Sometime in the mid-1990s a law was passed making the recognition of the decisions of the Church Tribunals automatic before the Civil Courts. A parallel jurisdiction had been created and the whole idea of it set my teeth on edge.
I was still a student at university when the 1975 Marriage Act had been passed regularising a chaotic situation in which the State used the Church’s yardstick in the recognition of marriages. There had been a lively debate about it but who could defend what had had gone before? Registry Marriages were considered to be bits of paper and no more: a Maltese who married before a Public Registrar in the UK was free to abandon his wife of many years standing and their offspring and remarry in Malta, a Maltese divorced in Australia who attempted to remarry in Malta could be prosecuted for bigamy if his first had been a church marriage.
That process of disentangling the State from the Church was already long overdue when it took place 34 years ago. At some point we will learn that some deal went down between the Church and the Labour government which allowed the recognition of foreign divorces if divorce would remain unavailable in Malta. Politics is the art of the possible and not even Dom Mintoff wanted to go back to war with the Catholic Church.

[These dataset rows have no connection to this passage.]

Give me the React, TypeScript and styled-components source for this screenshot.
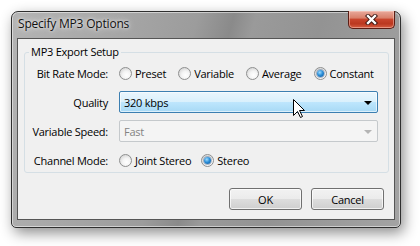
import React from 'react';
import styled, { createGlobalStyle } from 'styled-components';

const GlobalStyle = createGlobalStyle`
  html, body {
    margin: 0;
    background: #ffffff;
  }
  body {
    font-family: "Open Sans", "Noto Sans", "DejaVu Sans", sans-serif;
    font-size: 11px;
    letter-spacing: -0.25px;
    color: #000;
  }
`;

const Page = styled.div`
  position: relative;
  width: 420px;
  height: 246px;
  padding: 11px 0 0 11px;
  box-sizing: border-box;
  overflow: hidden;
`;

const Window = styled.div`
  width: 390px;
  height: 217px;
  box-sizing: border-box;
  display: flex;
  flex-direction: column;
  padding: 0 5px 7px 5px;
  border: 1px solid #2f2f2f;
  border-radius: 7px 7px 5px 5px;
  background: linear-gradient(
    105deg,
    #b4b4b4 0%,
    #a6a6a6 25%,
    #9c9c9c 42%,
    #8a8a8a 50%,
    #9a9a9a 55%,
    #939393 70%,
    #a3a3a3 100%
  );
  box-shadow: inset 0 0 0 1px rgba(255, 255, 255, 0.5),
    3px 5px 14px rgba(0, 0, 0, 0.45);
`;

const TitleBar = styled.div`
  height: 26px;
  display: flex;
  align-items: flex-start;
  justify-content: space-between;
`;

const Title = styled.div`
  padding: 4px 0 0 1px;
  font-size: 12px;
  line-height: 16px;
  letter-spacing: -0.2px;
  color: #111;
  text-shadow: 0 0 6px rgba(255, 255, 255, 0.9), 0 0 3px rgba(255, 255, 255, 0.7);
`;

const CloseButton = styled.div`
  width: 47px;
  height: 18px;
  margin-top: -1px;
  box-sizing: border-box;
  border: 1px solid #5b1d14;
  border-top: none;
  border-radius: 0 0 5px 5px;
  display: flex;
  align-items: center;
  justify-content: center;
  background: linear-gradient(
    #e9a99b 0%,
    #d9806b 40%,
    #c8442c 50%,
    #bb3820 75%,
    #d65e42 100%
  );
  box-shadow: inset 0 0 0 1px rgba(255, 220, 210, 0.45);
`;

const Client = styled.div`
  flex: 1;
  display: flex;
  flex-direction: column;
  box-sizing: border-box;
  border: 1px solid #555;
  background: #f0f0f0;
  padding: 5px 5px 0 6px;
`;

const GroupBox = styled.fieldset`
  margin: 0;
  padding: 0 10px 1px 0;
  border: 1px solid #d5dfe5;
  border-radius: 3px;
  min-width: 0;
`;

const Legend = styled.legend`
  padding: 0 2px;
  margin-left: 4px;
  line-height: 16px;
`;

const FormGrid = styled.div`
  display: grid;
  grid-template-columns: 83px minmax(0, 1fr);
  grid-auto-rows: 22px;
  column-gap: 11px;
  row-gap: 7px;
  padding-top: 2px;
  align-items: center;
`;

const FieldLabel = styled.div`
  text-align: right;
  white-space: nowrap;
`;

const RadioGroup = styled.div<{ $gap: number }>`
  display: flex;
  align-items: center;
  gap: ${(p) => p.$gap}px;
`;

const RadioOption = styled.label`
  display: inline-flex;
  align-items: center;
  gap: 3px;
  white-space: nowrap;
`;

const RadioCircle = styled.span<{ $checked?: boolean }>`
  width: 13px;
  height: 13px;
  box-sizing: border-box;
  border-radius: 50%;
  border: 1px solid #8e8f8f;
  display: inline-flex;
  align-items: center;
  justify-content: center;
  background: radial-gradient(circle at 60% 65%, #ffffff 0%, #f4f4f4 40%, #c8c8c8 100%);

  &::after {
    content: '';
    display: ${(p) => (p.$checked ? 'block' : 'none')};
    width: 7px;
    height: 7px;
    border-radius: 50%;
    background: radial-gradient(circle at 40% 35%, #9fdcff 0%, #2c8fd8 45%, #0d4f93 100%);
    box-shadow: 0 0 0 1px rgba(20, 60, 110, 0.35);
  }
`;

const Combo = styled.div<{ $hot?: boolean; $disabled?: boolean }>`
  height: 22px;
  box-sizing: border-box;
  display: flex;
  align-items: center;
  justify-content: space-between;
  padding: 0 5px 0 4px;
  border: 1px solid ${(p) => (p.$hot ? '#3c7fb1' : '#c5c9cc')};
  border-radius: 2px;
  color: ${(p) => (p.$disabled ? '#838383' : '#000')};
  background: ${(p) =>
    p.$hot
      ? 'linear-gradient(#eaf6fd 0%, #d9f0fc 50%, #bee6fd 51%, #a7d9f5 100%)'
      : '#f4f4f4'};
  box-shadow: ${(p) => (p.$hot ? 'inset 0 0 0 1px rgba(255,255,255,0.6)' : 'none')};
`;

const Arrow = styled.span<{ $disabled?: boolean }>`
  width: 0;
  height: 0;
  border-left: 4px solid transparent;
  border-right: 4px solid transparent;
  border-top: 4px solid ${(p) => (p.$disabled ? '#b4b4b4' : '#000')};
  margin-top: 1px;
`;

const Footer = styled.div`
  display: flex;
  justify-content: flex-end;
  gap: 9px;
  padding: 15px 5px 0 0;
`;

const Button = styled.div`
  width: 73px;
  height: 22px;
  box-sizing: border-box;
  display: flex;
  align-items: center;
  justify-content: center;
  border: 1px solid #707070;
  border-radius: 3px;
  background: linear-gradient(#f2f2f2 0%, #ebebeb 50%, #dddddd 51%, #cfcfcf 100%);
  box-shadow: inset 0 0 0 1px rgba(255, 255, 255, 0.7);
`;

const Cursor = styled.svg`
  position: absolute;
  left: 293px;
  top: 99px;
`;

const CloseGlyph = () => (
  <svg width="13" height="11" viewBox="0 0 13 11">
    <path d="M3 2 L10 9 M10 2 L3 9" stroke="#3a1510" strokeWidth="4.2" strokeLinecap="square" />
    <path d="M3 2 L10 9 M10 2 L3 9" stroke="#ffffff" strokeWidth="2.4" strokeLinecap="square" />
  </svg>
);

const Radio = ({ label, checked }: { label: string; checked?: boolean }) => (
  <RadioOption>
    <RadioCircle $checked={checked} />
    {label}
  </RadioOption>
);

export default function App() {
  return (
    <>
      <GlobalStyle />
      <Page>
        <Window>
          <TitleBar>
            <Title>Specify MP3 Options</Title>
            <CloseButton>
              <CloseGlyph />
            </CloseButton>
          </TitleBar>
          <Client>
            <GroupBox>
              <Legend>MP3 Export Setup</Legend>
              <FormGrid>
                <FieldLabel>Bit Rate Mode:</FieldLabel>
                <RadioGroup $gap={12}>
                  <Radio label="Preset" />
                  <Radio label="Variable" />
                  <Radio label="Average" />
                  <Radio label="Constant" checked />
                </RadioGroup>

                <FieldLabel>Quality</FieldLabel>
                <Combo $hot>
                  320 kbps
                  <Arrow />
                </Combo>

                <FieldLabel>Variable Speed:</FieldLabel>
                <Combo $disabled>
                  Fast
                  <Arrow $disabled />
                </Combo>

                <FieldLabel>Channel Mode:</FieldLabel>
                <RadioGroup $gap={10}>
                  <Radio label="Joint Stereo" />
                  <Radio label="Stereo" checked />
                </RadioGroup>
              </FormGrid>
            </GroupBox>
            <Footer>
              <Button>OK</Button>
              <Button>Cancel</Button>
            </Footer>
          </Client>
        </Window>
        <Cursor width="13" height="20" viewBox="0 0 13 20">
          <path
            d="M0.5 0.5 L0.5 16.5 L4.5 12.5 L7.5 18.5 L9.5 17.5 L6.5 11.5 L11.5 11.5 Z"
            fill="#fff"
            stroke="#000"
            strokeWidth="1"
            strokeLinejoin="miter"
          />
        </Cursor>
      </Page>
    </>
  );
}
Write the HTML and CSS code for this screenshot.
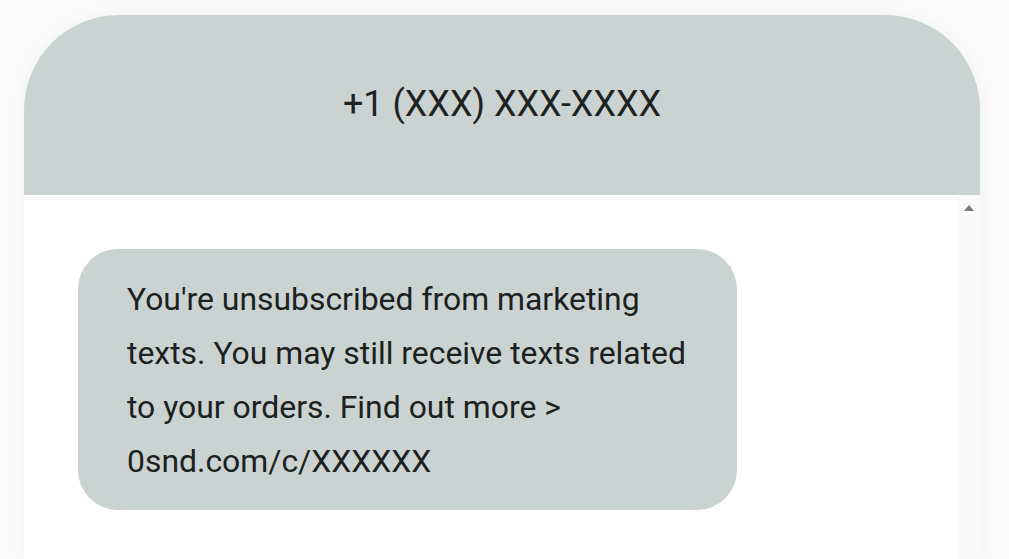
FILE: index.html
```html
<!DOCTYPE html>
<html lang="en">
<head>
    <meta charset="UTF-8">
    <meta name="viewport" content="width=device-width, initial-scale=1.0">
    <title>Message Preview</title>
    <link rel="stylesheet" href="styles.css">
</head>
<body>
    <div class="phone">
        <div class="phone-header">
            <h2>+1 (XXX) XXX-XXXX</h2>
        </div>
        <div class="thread">
            <div class="messages">
                <div class="bubble">
                    You're unsubscribed from marketing texts. You may still receive texts related to your orders. Find out more &gt; 0snd.com/c/XXXXXX
                </div>
            </div>
            <div class="scrollbar">
                <span class="arrow-up"></span>
            </div>
        </div>
    </div>
</body>
</html>
```

FILE: styles.css
```css
body {
    font-family: 'Roboto', 'Liberation Sans', sans-serif;
    margin: 0;
    background-color: #fcfcfc;
    height: 559px;
    overflow: hidden;
}
.phone {
    width: 956px;
    margin: 15px 0 0 24px;
    background: #ffffff;
    border-radius: 95px 95px 0 0;
    box-shadow: 0 0 24px rgba(0,0,0,0.05);
}
.phone-header {
    height: 180px;
    background-color: #cad3d2;
    border-radius: 95px 95px 0 0;
    display: flex;
    justify-content: center;
    align-items: center;
}
.phone-header h2 {
    margin: 0;
    font-weight: 400;
    font-size: 36px;
    color: #1e2322;
    padding-bottom: 2px;
}
.thread {
    display: flex;
    height: 364px;
}
.messages {
    flex: 1;
    padding: 54px 0 0 54px;
}
.bubble {
    width: 561px;
    background-color: #cad3d2;
    border-radius: 40px;
    padding: 23px 49px 22px 49px;
    font-size: 31.9px;
    line-height: 54px;
    color: #1c2120;
}
.scrollbar {
    width: 23px;
    background: #fafafa;
    display: flex;
    justify-content: center;
}
.arrow-up {
    margin-top: 10px;
    margin-left: 1px;
    width: 0;
    height: 0;
    border-left: 5px solid transparent;
    border-right: 5px solid transparent;
    border-bottom: 6px solid #7a7a7a;
}
```
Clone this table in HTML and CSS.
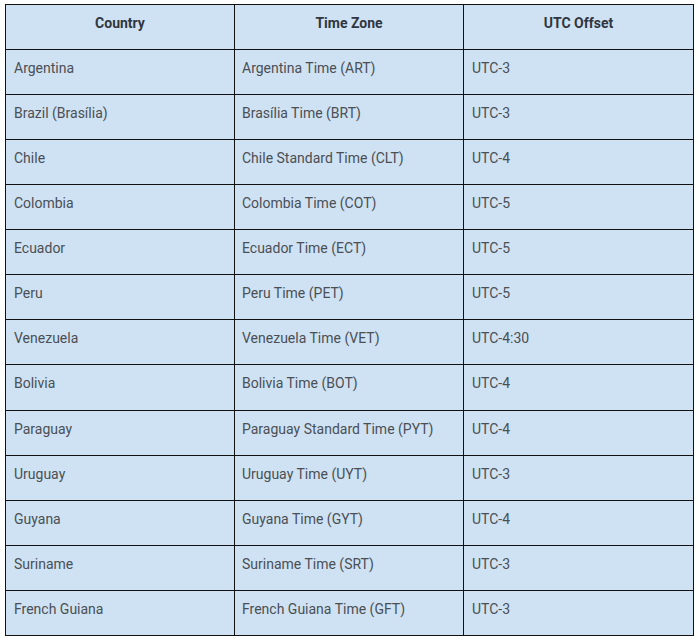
FILE: index.html
```
<!DOCTYPE html>
<html>
<head>
<meta charset="utf-8">
<link rel="stylesheet" href="styles.css">
</head>
<body>
<div class="wrap">
<table class="tz">
<colgroup><col class="c1"><col class="c2"><col class="c3"></colgroup>
<thead>
<tr><th>Country</th><th>Time Zone</th><th>UTC Offset</th></tr>
</thead>
<tbody>
<tr><td>Argentina</td><td>Argentina Time (ART)</td><td>UTC-3</td></tr>
<tr><td>Brazil (Brasília)</td><td>Brasília Time (BRT)</td><td>UTC-3</td></tr>
<tr><td>Chile</td><td>Chile Standard Time (CLT)</td><td>UTC-4</td></tr>
<tr><td>Colombia</td><td>Colombia Time (COT)</td><td>UTC-5</td></tr>
<tr><td>Ecuador</td><td>Ecuador Time (ECT)</td><td>UTC-5</td></tr>
<tr><td>Peru</td><td>Peru Time (PET)</td><td>UTC-5</td></tr>
<tr><td>Venezuela</td><td>Venezuela Time (VET)</td><td>UTC-4:30</td></tr>
<tr><td>Bolivia</td><td>Bolivia Time (BOT)</td><td>UTC-4</td></tr>
<tr><td>Paraguay</td><td>Paraguay Standard Time (PYT)</td><td>UTC-4</td></tr>
<tr><td>Uruguay</td><td>Uruguay Time (UYT)</td><td>UTC-3</td></tr>
<tr><td>Guyana</td><td>Guyana Time (GYT)</td><td>UTC-4</td></tr>
<tr><td>Suriname</td><td>Suriname Time (SRT)</td><td>UTC-3</td></tr>
<tr><td>French Guiana</td><td>French Guiana Time (GFT)</td><td>UTC-3</td></tr>
</tbody>
</table>
</div>
</body>
</html>
```
FILE: styles.css
```
html, body {
  margin: 0;
  padding: 0;
  background: #ffffff;
}
.wrap {
  padding: 4px 0 0 5px;
}
.tz {
  border-collapse: collapse;
  table-layout: fixed;
  width: 688px;
  height: 632px;
  background: #cfe2f3;
  font-family: Roboto, "Liberation Sans", sans-serif;
  font-size: 14px;
  line-height: 20px;
  color: #4a4f55;
}
.c1 { width: 229px; }
.c2 { width: 229px; }
.c3 { width: 230px; }
.tz tr {
  height: 45px;
}
.tz th, .tz td {
  border: 1px solid #111111;
  padding: 8px 8px 0 8px;
  vertical-align: top;
  text-align: left;
}
.tz td:nth-child(2) {
  padding-left: 7px;
}
.tz th {
  text-align: center;
  font-weight: bold;
  color: #2f3640;
}
```
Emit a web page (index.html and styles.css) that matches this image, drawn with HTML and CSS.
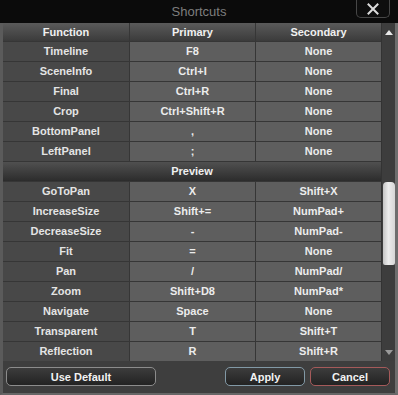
FILE: index.html
```html
<!DOCTYPE html>
<html>
<head>
    <title>Shortcuts</title>
    <link rel="stylesheet" href="styles.css">
</head>
<body>
    <div class="window">
        <!-- Title bar -->
        <div class="titlebar">
            <span></span>
            <div class="title">Shortcuts</div>
            <div class="close-wrap">
                <div class="close">
                    <svg width="14" height="14" viewBox="0 0 14 14">
                        <path d="M2.5 2.5 L11.5 11.5 M11.5 2.5 L2.5 11.5" stroke="#dcdcdc" stroke-width="2" stroke-linecap="square"/>
                    </svg>
                </div>
            </div>
        </div>

        <div class="frame">
            <div class="body">
                <div class="table">
                    <div class="row head"><div>Function</div><div>Primary</div><div>Secondary</div></div>
                    <div class="row"><div class="fn">Timeline</div><div>F8</div><div>None</div></div>
                    <div class="row"><div class="fn">SceneInfo</div><div>Ctrl+I</div><div>None</div></div>
                    <div class="row"><div class="fn">Final</div><div>Ctrl+R</div><div>None</div></div>
                    <div class="row"><div class="fn">Crop</div><div>Ctrl+Shift+R</div><div>None</div></div>
                    <div class="row"><div class="fn">BottomPanel</div><div>,</div><div>None</div></div>
                    <div class="row"><div class="fn">LeftPanel</div><div>;</div><div>None</div></div>
                    <div class="group">Preview</div>
                    <div class="row"><div class="fn">GoToPan</div><div>X</div><div>Shift+X</div></div>
                    <div class="row"><div class="fn">IncreaseSize</div><div>Shift+=</div><div>NumPad+</div></div>
                    <div class="row"><div class="fn">DecreaseSize</div><div>-</div><div>NumPad-</div></div>
                    <div class="row"><div class="fn">Fit</div><div>=</div><div>None</div></div>
                    <div class="row"><div class="fn">Pan</div><div>/</div><div>NumPad/</div></div>
                    <div class="row"><div class="fn">Zoom</div><div>Shift+D8</div><div>NumPad*</div></div>
                    <div class="row"><div class="fn">Navigate</div><div>Space</div><div>None</div></div>
                    <div class="row"><div class="fn">Transparent</div><div>T</div><div>Shift+T</div></div>
                    <div class="row"><div class="fn">Reflection</div><div>R</div><div>Shift+R</div></div>
                </div>

                <div class="scrollbar">
                    <div class="arrow up"><span class="tri-up"></span></div>
                    <div class="track"><div class="thumb"></div></div>
                    <div class="arrow down"><span class="tri-down"></span></div>
                </div>
            </div>

            <div class="footer">
                <button class="btn default">Use Default</button>
                <span class="spacer"></span>
                <button class="btn apply">Apply</button>
                <button class="btn cancel">Cancel</button>
            </div>
        </div>
    </div>
</body>
</html>
```

FILE: styles.css
```css
body {
    margin: 0;
    background: #3e3e3e;
    font-family: 'Liberation Sans', Arial, sans-serif;
}

.window {
    width: 398px;
    height: 395px;
    display: flex;
    flex-direction: column;
}

.titlebar {
    height: 23px;
    background: #0b0b0b;
    display: grid;
    grid-template-columns: 1fr auto 1fr;
    align-items: start;
}

.title {
    font-size: 13px;
    color: #7e7e7e;
    line-height: 23px;
}

.close-wrap {
    display: flex;
    justify-content: flex-end;
    padding-right: 8px;
}

.close {
    width: 32px;
    height: 17px;
    border: 1px solid #474747;
    border-top: none;
    border-radius: 0 0 5px 5px;
    background: #0e0e0e;
    display: flex;
    align-items: center;
    justify-content: center;
}

.frame {
    flex: 1;
    display: flex;
    flex-direction: column;
    border-left: 3px solid #5b5b5b;
    border-right: 3px solid #6e6e6e;
    border-bottom: 2px solid #666666;
    background: #3e3e3e;
}

.body {
    display: flex;
    gap: 1px;
    background: #333333;
}

.table {
    width: 378px;
    display: flex;
    flex-direction: column;
    gap: 1px;
    background: #363636;
}

.row {
    display: grid;
    grid-template-columns: 126px 125px 125px;
    gap: 1px;
    height: 19px;
}

.row div {
    background: #5e5e5e;
    color: #ececec;
    font-size: 11px;
    font-weight: bold;
    text-align: center;
    line-height: 19px;
    white-space: nowrap;
}

.row .fn {
    background: #484848;
    color: #e4e4e4;
}

.row.head {
    height: 18px;
}

.row.head div {
    background: linear-gradient(#5a5a5a, #3b3b3b);
    line-height: 18px;
    color: #f0f0f0;
}

.group {
    height: 19px;
    background: linear-gradient(#505050, #2c2c2c);
    color: #f0f0f0;
    font-size: 11px;
    font-weight: bold;
    text-align: center;
    line-height: 18px;
}

.scrollbar {
    width: 13px;
    display: flex;
    flex-direction: column;
    background: #3d3d3d;
}

.arrow {
    height: 18px;
    display: flex;
    align-items: center;
    justify-content: center;
}

.tri-up {
    width: 0;
    height: 0;
    border-left: 4px solid transparent;
    border-right: 4px solid transparent;
    border-bottom: 5px solid #e8e8e8;
}

.tri-down {
    width: 0;
    height: 0;
    border-left: 4px solid transparent;
    border-right: 4px solid transparent;
    border-top: 5px solid #9a9a9a;
}

.track {
    flex: 1;
    padding-left: 1px;
}

.thumb {
    margin-top: 141px;
    height: 83px;
    border-radius: 4px 4px 2px 2px;
    background: linear-gradient(90deg, #c4c4c4, #ececec 45%, #d6d6d6);
}

.footer {
    flex: 1;
    display: flex;
    align-items: flex-start;
    gap: 5px;
    padding: 6px 5px 0 3px;
}

.spacer {
    flex: 1;
}

.btn {
    height: 19px;
    padding: 0;
    border: 1px solid #8c8c8c;
    border-radius: 5px;
    background: linear-gradient(#3c3c3c, #232323);
    color: #f2f2f2;
    font-family: 'Liberation Sans', Arial, sans-serif;
    font-size: 11px;
    font-weight: bold;
}

.btn.default {
    width: 150px;
}

.btn.apply {
    width: 80px;
    border-color: #8299a6;
}

.btn.cancel {
    width: 80px;
    border-color: #a55a5a;
}
```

It was Karmenu Mifsud Bonnici’s administration that embarked on the counter crusade in its attempt to take over Church Schools and to expropriate the Church of almost all its property for next to no compensation. Amazingly that extravagant conflict fizzled out when, following the change in government in 1987, a deal was struck between the Church and the State in which the Church surrendered its lands to Government in return for the public financing of its schools. What KMB had attempted and had been so vigorously opposed by everything non-Labour, was concluded by a Nationalist administration without a murmur from anyone.
Was the recognition of Church Tribunals on marriage part of the deal? If so it was a case of the path to hell being paved with good intentions. The Church wanted the introduction of divorce postponed in 1975. It seems to have struck a similar deal in 1995. Certainly the PN Administrations have had an over-my-dead-body attitude on the issue until just recently. The result has been the normalization of cohabitation for a very long period: a far more damaging situation for the institution of marriage than the grant of permission to remarry following separation.
Beyond that grave issue, the 1995 deal, effectively making Church tribunals part of the State judicial apparatus, raises issues of the right to fair trial which remain unresolved. Proceedings before these tribunals follow Canon Law and allow the evidence of witnesses in the absence of the parties with no confrontation of cross examination possible. No witness can be summoned to appear before a Church Tribunal as they can be before a Civil Court. The parties may review evidence at the Tribunal but may not obtain copies of it to prepare a rebuttal. Psychiatric reports prepared on a one sitting basis are not normally made available to the party examined; all this, quite apart from the issue of independence of the tribunal and the possibility of statistical scrutiny of the cases before it. The whole set-up is a constitutional challenge waiting to happen.
The vast majority in Malta is Catholic and inevitably most of the marriages in trouble are Catholic marriages. While many of the parties would prefer to have their separation regulated by the Civil Courts, Catholics seeking an annulment of their marriage prefer to have a pronouncement from a religious court in order to qualify for second marriage by religious rite. Fair enough, but the Church Tribunals have always been available for these purposes and no separation from the state judicial apparatus would affect their authority in the eyes of the faithful.
They can also be avoided. If both parties simply go to the Civil Courts whether or not their marriage had been a Catholic marriage, the jurisdiction of the Church Tribunal is not engaged. The problem is that if one of the parties has recourse to the Church Tribunal the Civil Courts will suspend any proceedings before them on the same matter. The other party is effectively constrained to submit to the Church Tribunal.
The idea must have been to avoid the situation where the Civil Courts have granted an annulment while the Church Tribunals have refused to do so or vice versa. It did not seem tidy enough for our politicians. The Church must have been keen to retain as much of its domain over marriage in Malta as possible.
It all appears to have been counterproductive. The Church does not increase its power over hearts and minds by sharing State power. What does the State gain by surrendering part of its powers to a private institution? A clear separation is workable. So what exactly if one’s marriage is annulled by a Civil Court but not annulled by a Church Tribunal? If the party involved is an practising Catholic his or her marriage remains in being for all intents and purposes. If not, not.
Our individual relationships with Church and State occur on separate planes in any case and any attempt to meld them together only causes more unnecessary confusion. Ironically it is the marriage of State and Church which is an unworkable relationship. They are incompatible partners and their 1995 marriage should be annulled. As with many other such marriages it is likely to drag on for many more years: an anachronism surviving on the strength of its own inertia.